What to work on
Copy out all lines in the data below containing the string "with".
***** Data shown
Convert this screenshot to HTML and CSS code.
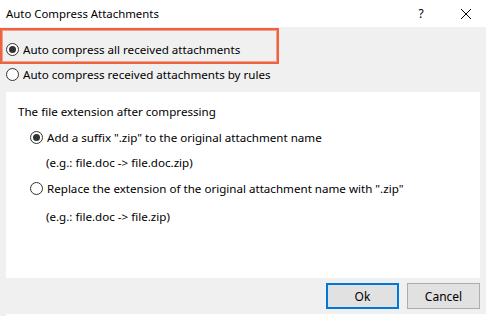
FILE: index.html
```html
<!DOCTYPE html>
<html>
<head>
<meta charset="utf-8">
<link rel="stylesheet" href="styles.css">
</head>
<body>
<div class="dialog">
  <div class="titlebar">
    <span class="title">Auto Compress Attachments</span>
    <span class="help">?</span>
    <svg class="close" width="12" height="12" viewBox="0 0 12 12"><path d="M1 1 L11 11 M11 1 L1 11" stroke="#000" stroke-width="1" fill="none"/></svg>
  </div>
  <div class="body">
    <div class="highlight"></div>
    <div class="options">
      <div class="opt"><span class="radio checked"></span><span>Auto compress all received attachments</span></div>
      <div class="opt"><span class="radio"></span><span>Auto compress received attachments by rules</span></div>
    </div>
    <div class="panel">
      <div class="line">The file extension after compressing</div>
      <div class="opt sub"><span class="radio checked"></span><span>Add a suffix ".zip" to the original attachment name</span></div>
      <div class="line example">(e.g.: file.doc -&gt; file.doc.zip)</div>
      <div class="opt sub"><span class="radio"></span><span>Replace the extension of the original attachment name with ".zip"</span></div>
      <div class="line example ex2">(e.g.: file.doc -&gt; file.zip)</div>
    </div>
    <div class="buttons">
      <button class="btn ok">Ok</button>
      <button class="btn">Cancel</button>
    </div>
    <div class="bottomstrip"></div>
  </div>
</div>
</body>
</html>
```
FILE: styles.css
```css
html, body {
  margin: 0;
  padding: 0;
  background: #f0f0f0;
}
body {
  font-family: "Noto Sans", "Liberation Sans", sans-serif;
  font-size: 11.6px;
  color: #000;
  width: 486px;
  height: 316px;
  overflow: hidden;
}
.dialog {
  display: flex;
  flex-direction: column;
  height: 316px;
}
.titlebar {
  height: 27px;
  background: #fff;
  display: flex;
  align-items: center;
  padding-left: 6px;
}
.title {
  flex: 1;
  font-size: 11.4px;
}
.help {
  width: 12px;
  margin-right: 33px;
  font-size: 12px;
  text-align: center;
}
.close {
  margin-right: 14px;
}
.body {
  position: relative;
  flex: 1;
  display: flex;
  flex-direction: column;
}
.highlight {
  position: absolute;
  left: 0;
  top: 1px;
  width: 279px;
  height: 36px;
  box-sizing: border-box;
  border: 2px solid #ec6341;
  box-shadow: inset 0 0 0 1px #f3a08a;
}
.options {
  padding: 12px 0 0 6px;
  display: flex;
  flex-direction: column;
  gap: 5px;
}
.opt {
  display: flex;
  align-items: center;
  height: 20px;
  gap: 4px;
}
.radio {
  width: 13px;
  height: 13px;
  box-sizing: border-box;
  border: 1px solid #333;
  border-radius: 50%;
  background: #fff;
  display: flex;
  align-items: center;
  justify-content: center;
  flex: none;
}
.radio.checked::after {
  content: "";
  width: 7px;
  height: 7px;
  border-radius: 50%;
  background: #333;
}
.panel {
  margin: 8px 6px 0 6px;
  height: 186px;
  background: #fff;
  padding: 10px 0 0 12px;
  box-sizing: border-box;
  display: flex;
  flex-direction: column;
  gap: 5px;
}
.line {
  height: 20px;
  line-height: 20px;
}
.opt.sub {
  margin-left: 12px;
}
.example {
  margin-left: 28px;
  margin-top: 1px;
}
.ex2 {
  margin-top: 4px;
}
.buttons {
  display: flex;
  justify-content: flex-end;
  gap: 8px;
  padding: 5px 6px 0 0;
  height: 26px;
}
.btn {
  font-family: inherit;
  font-size: 12px;
  width: 73px;
  height: 26px;
  background: #e1e1e1;
  border: 1px solid #adadad;
  padding: 0;
  color: #000;
}
.btn.ok {
  border: 2px solid #0078d7;
}
.bottomstrip {
  margin: 5px 0 0 6px;
  height: 2px;
  background: #fff;
}
```
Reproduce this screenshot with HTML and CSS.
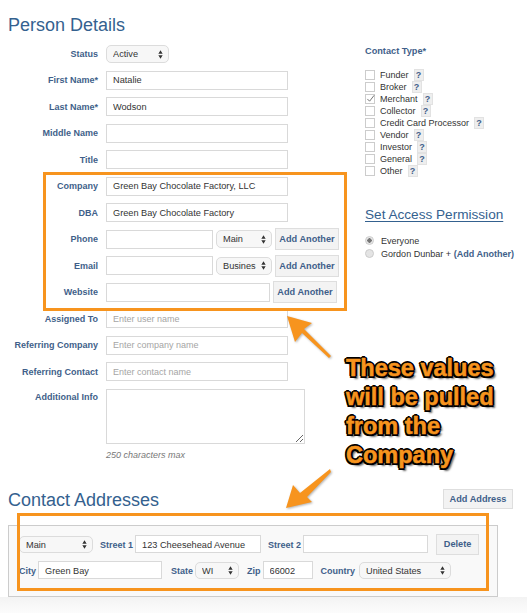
**********
Full solution
      <div class="opt sub"><span class="radio"></span><span>Replace the extension of the original attachment name with ".zip"</span></div>
Reproduce this screenshot with HTML and CSS.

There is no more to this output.